Director of Knowledge at SOS Mata Atlântica Foundation, Luís Fernando Guedes Pinto explains that these locations were selected for the pilot because Minas Gerais, Bahia, Paraná, and São Paulo have been among the leaders in deforestation in the Atlantic Forest in recent years. “In these states, we chose hydrographic basins where the problem is usually more critical, mainly due to agricultural expansion. The Tietê River basin in São Paulo is not among the regions with the highest deforestation rates in Brazil, but it has the particularity of being a region of metropolises and large cities, where urban expansion also threatens the Atlantic Forest,” he explains. Bonito (MS), in turn, was the municipality that deforested the most in the biome between 2019 and 2020.
In the four monitored basins in 2021, there were 1,103 alerts totaling 6,739 hectares of deforestation. Each hectare corresponds, on average, to the area of a soccer field.
The vast majority of alerts (70%) refer to losses of less than three hectares, highlighting the new profile of deforestation in the Atlantic Forest, consisting of a combination of small cuts of natural forest, which poses challenges to enforcement. The Iguaçu basin (PR and SC) had the highest number of alerts with this profile: 423.

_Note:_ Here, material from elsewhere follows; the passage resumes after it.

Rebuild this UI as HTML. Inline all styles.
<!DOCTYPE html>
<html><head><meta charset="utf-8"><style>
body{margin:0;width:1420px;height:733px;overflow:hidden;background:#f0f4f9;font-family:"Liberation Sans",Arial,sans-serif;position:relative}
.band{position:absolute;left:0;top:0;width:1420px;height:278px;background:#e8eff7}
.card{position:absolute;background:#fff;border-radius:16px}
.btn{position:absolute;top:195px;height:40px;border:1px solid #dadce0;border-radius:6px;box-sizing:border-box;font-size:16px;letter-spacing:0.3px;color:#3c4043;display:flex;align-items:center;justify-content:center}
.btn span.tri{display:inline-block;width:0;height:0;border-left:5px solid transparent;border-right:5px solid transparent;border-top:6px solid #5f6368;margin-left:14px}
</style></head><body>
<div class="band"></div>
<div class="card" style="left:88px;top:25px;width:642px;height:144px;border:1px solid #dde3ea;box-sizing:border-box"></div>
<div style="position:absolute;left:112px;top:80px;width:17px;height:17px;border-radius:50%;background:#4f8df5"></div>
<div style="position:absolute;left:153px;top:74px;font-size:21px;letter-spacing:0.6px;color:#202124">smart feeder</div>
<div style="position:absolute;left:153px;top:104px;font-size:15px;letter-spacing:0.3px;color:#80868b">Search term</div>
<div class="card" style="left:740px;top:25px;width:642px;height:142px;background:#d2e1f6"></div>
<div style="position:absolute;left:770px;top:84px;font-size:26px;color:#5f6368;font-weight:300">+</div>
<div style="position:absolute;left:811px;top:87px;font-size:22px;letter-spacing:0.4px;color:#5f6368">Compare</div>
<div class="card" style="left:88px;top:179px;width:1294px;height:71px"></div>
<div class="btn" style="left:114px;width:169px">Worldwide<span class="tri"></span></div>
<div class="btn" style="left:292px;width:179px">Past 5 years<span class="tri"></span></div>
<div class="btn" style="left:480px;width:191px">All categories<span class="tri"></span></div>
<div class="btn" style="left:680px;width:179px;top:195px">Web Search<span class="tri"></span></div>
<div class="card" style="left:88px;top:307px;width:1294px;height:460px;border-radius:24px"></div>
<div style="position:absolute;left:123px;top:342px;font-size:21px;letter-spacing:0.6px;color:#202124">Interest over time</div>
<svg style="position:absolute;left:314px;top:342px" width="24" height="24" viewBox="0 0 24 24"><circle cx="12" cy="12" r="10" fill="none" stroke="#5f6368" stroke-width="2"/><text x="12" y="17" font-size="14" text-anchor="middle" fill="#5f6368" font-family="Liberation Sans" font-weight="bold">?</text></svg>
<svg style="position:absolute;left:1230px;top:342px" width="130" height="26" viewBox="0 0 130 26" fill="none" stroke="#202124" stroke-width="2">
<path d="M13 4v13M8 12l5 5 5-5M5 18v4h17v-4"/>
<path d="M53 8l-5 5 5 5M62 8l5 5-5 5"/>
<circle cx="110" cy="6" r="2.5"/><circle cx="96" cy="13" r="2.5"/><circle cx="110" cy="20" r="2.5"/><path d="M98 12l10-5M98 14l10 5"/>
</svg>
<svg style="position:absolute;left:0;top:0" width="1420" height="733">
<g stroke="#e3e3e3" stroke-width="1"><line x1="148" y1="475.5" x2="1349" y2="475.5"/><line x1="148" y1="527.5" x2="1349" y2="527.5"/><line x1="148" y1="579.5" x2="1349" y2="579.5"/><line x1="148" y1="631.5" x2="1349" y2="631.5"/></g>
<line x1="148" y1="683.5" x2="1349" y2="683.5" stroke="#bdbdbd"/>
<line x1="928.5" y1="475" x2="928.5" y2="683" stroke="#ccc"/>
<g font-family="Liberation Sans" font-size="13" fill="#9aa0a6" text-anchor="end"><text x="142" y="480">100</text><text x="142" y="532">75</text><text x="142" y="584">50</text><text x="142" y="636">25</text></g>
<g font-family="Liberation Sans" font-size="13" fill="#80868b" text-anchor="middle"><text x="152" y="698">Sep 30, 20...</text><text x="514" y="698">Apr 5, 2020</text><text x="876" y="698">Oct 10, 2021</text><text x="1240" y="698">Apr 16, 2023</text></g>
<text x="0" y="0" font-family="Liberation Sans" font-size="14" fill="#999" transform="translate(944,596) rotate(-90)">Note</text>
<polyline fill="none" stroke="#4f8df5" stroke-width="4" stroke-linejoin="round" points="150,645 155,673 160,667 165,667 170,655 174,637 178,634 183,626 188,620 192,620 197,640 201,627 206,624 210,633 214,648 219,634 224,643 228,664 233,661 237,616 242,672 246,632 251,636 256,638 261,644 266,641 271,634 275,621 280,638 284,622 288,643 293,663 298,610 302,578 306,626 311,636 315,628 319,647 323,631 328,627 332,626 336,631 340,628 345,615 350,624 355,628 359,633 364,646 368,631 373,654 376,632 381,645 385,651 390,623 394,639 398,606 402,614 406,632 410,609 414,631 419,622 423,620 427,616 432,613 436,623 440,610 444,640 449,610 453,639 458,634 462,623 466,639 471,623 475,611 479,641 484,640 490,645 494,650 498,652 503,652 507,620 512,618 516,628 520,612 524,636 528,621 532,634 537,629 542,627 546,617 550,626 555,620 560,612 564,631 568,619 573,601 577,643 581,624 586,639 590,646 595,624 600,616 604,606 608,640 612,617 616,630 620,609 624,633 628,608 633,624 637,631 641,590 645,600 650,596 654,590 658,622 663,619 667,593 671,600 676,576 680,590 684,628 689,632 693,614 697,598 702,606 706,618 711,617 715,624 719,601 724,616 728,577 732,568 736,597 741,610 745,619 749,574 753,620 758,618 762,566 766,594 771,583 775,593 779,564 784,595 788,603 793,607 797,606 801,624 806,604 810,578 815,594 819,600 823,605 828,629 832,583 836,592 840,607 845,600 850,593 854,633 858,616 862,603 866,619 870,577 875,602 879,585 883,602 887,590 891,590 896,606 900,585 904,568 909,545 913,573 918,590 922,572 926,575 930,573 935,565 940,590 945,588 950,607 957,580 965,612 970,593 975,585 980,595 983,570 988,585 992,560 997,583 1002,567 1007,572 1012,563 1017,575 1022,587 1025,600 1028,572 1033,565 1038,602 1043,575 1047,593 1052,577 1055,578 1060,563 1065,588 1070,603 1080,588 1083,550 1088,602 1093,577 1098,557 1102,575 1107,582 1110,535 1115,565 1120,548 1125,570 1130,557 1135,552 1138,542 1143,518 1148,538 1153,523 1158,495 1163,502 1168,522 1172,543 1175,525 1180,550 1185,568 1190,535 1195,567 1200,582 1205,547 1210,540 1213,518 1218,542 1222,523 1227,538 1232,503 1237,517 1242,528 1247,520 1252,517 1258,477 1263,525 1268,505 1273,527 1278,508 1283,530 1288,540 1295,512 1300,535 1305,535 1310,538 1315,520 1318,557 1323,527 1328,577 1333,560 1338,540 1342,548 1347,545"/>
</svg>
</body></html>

According to Guedes Pinto, the new data confirms that, even though the Atlantic Forest Law is in force, deforestation remains a major problem in the biome. "We continue to lose old and mature forests, but increasingly we see the cutting of young forests that are in regeneration. This vegetation plays a very important role in connecting older forest remnants and providing ecosystem services, such as water conservation. However, many of these regenerating areas are deforested before the vegetation reaches a stage of greater maturity, when they can accumulate more carbon and harbor greater biodiversity. Therefore, the conservation of the Atlantic Forest depends on a strategy that combines restoration, native tree planting, and deforestation control," he says.
Starting from the next report of the SAD Atlantic Forest, the entire biome will be monitored according to the boundaries of the Atlantic Forest Law application map.

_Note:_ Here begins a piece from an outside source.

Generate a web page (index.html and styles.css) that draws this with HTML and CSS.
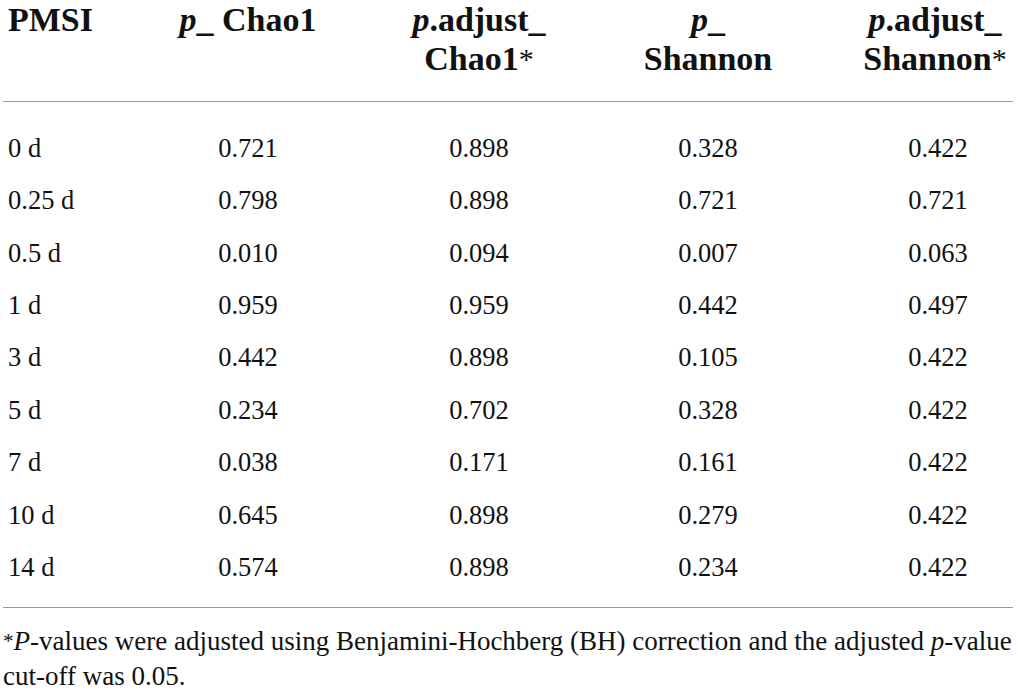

All data from the SAD Atlantic Forest will be made available monthly on the MapBiomas Alert platform, and the results will be compiled in quarterly bulletins published by the SOS Mata Atlântica Foundation at: https://www.sosma.org.br/iniciativas/alertas/.
Methodology
The average size of each deforested area in the Atlantic Forest has been decreasing over the years. Losses of less than three hectares in size and in young native forests are now common, conditions different from those traditionally monitored by the Atlas of Forest Remnants of the Atlantic Forest – a collaboration between the INPE (National Institute for Space Research) and SOS Mata Atlântica that has been a reference, year after year, since 1989, for monitoring forest cover and deforestation in the biome.
Building upon and enhancing the annual monitoring conducted by the Atlas, the SAD Mata Atlântica utilizes an automated identification method based on the comparison of images with 10-meter resolution captured by Sentinel 2 satellites. "This method is capable of detecting signs of deforestation from 0.3 hectares, which are validated, refined, and individually audited using high-resolution images and cross-referenced with public information, including properties from the Rural Environmental Registry (CAR) and embargoes and deforestation authorizations from SINAFLOR/IBAMA, for dissemination on MapBiomas Alert, a unique, open, and transparent platform that monitors the entire Brazilian territory," says Marcos Rosa, director of Arcplan.
According to Tasso Azevedo, general coordinator of MapBiomas, this approach "provides a new lens for monitoring the native vegetation of the Atlantic Forest and contributes to the definitive end of its deforestation, which is essential for mitigating climate change, conserving water and biodiversity, and promoting Brazil's prosperity." "The SAD Mata Atlântica joins other alert systems for Brazilian biomes, forming a network of civil society organizations and research entities that monitor all ecosystems in Brazil," Azevedo concludes.
About the SOS Mata Atlântica Foundation
The SOS Mata Atlântica Foundation is a Brazilian environmental NGO whose mission is to inspire society to defend the Atlantic Forest. It works to promote public policies for the conservation of Brazil's most threatened biome through forest monitoring, production of studies, demonstrative projects, dialogue with public and private sectors, improvement of environmental legislation, communication, and engagement of society.
About Arcplan
ArcPlan is a private company with over 20 years of experience in issues related to environmental mapping and monitoring to support actions aimed at environmental conservation, sustainable use, and planning.
About MapBiomas
MapBiomas is a collaborative network formed by NGOs, universities, and technology startups, which reveals the transformations of the Brazilian territory through science, making knowledge about land use accessible in order to pursue conservation and combat climate change. It produces an annual mapping of land cover and land use since 1985, validates and produces reports for each deforestation event detected in Brazil since January 2019, and monitors water surfaces and fire scars monthly since 1985.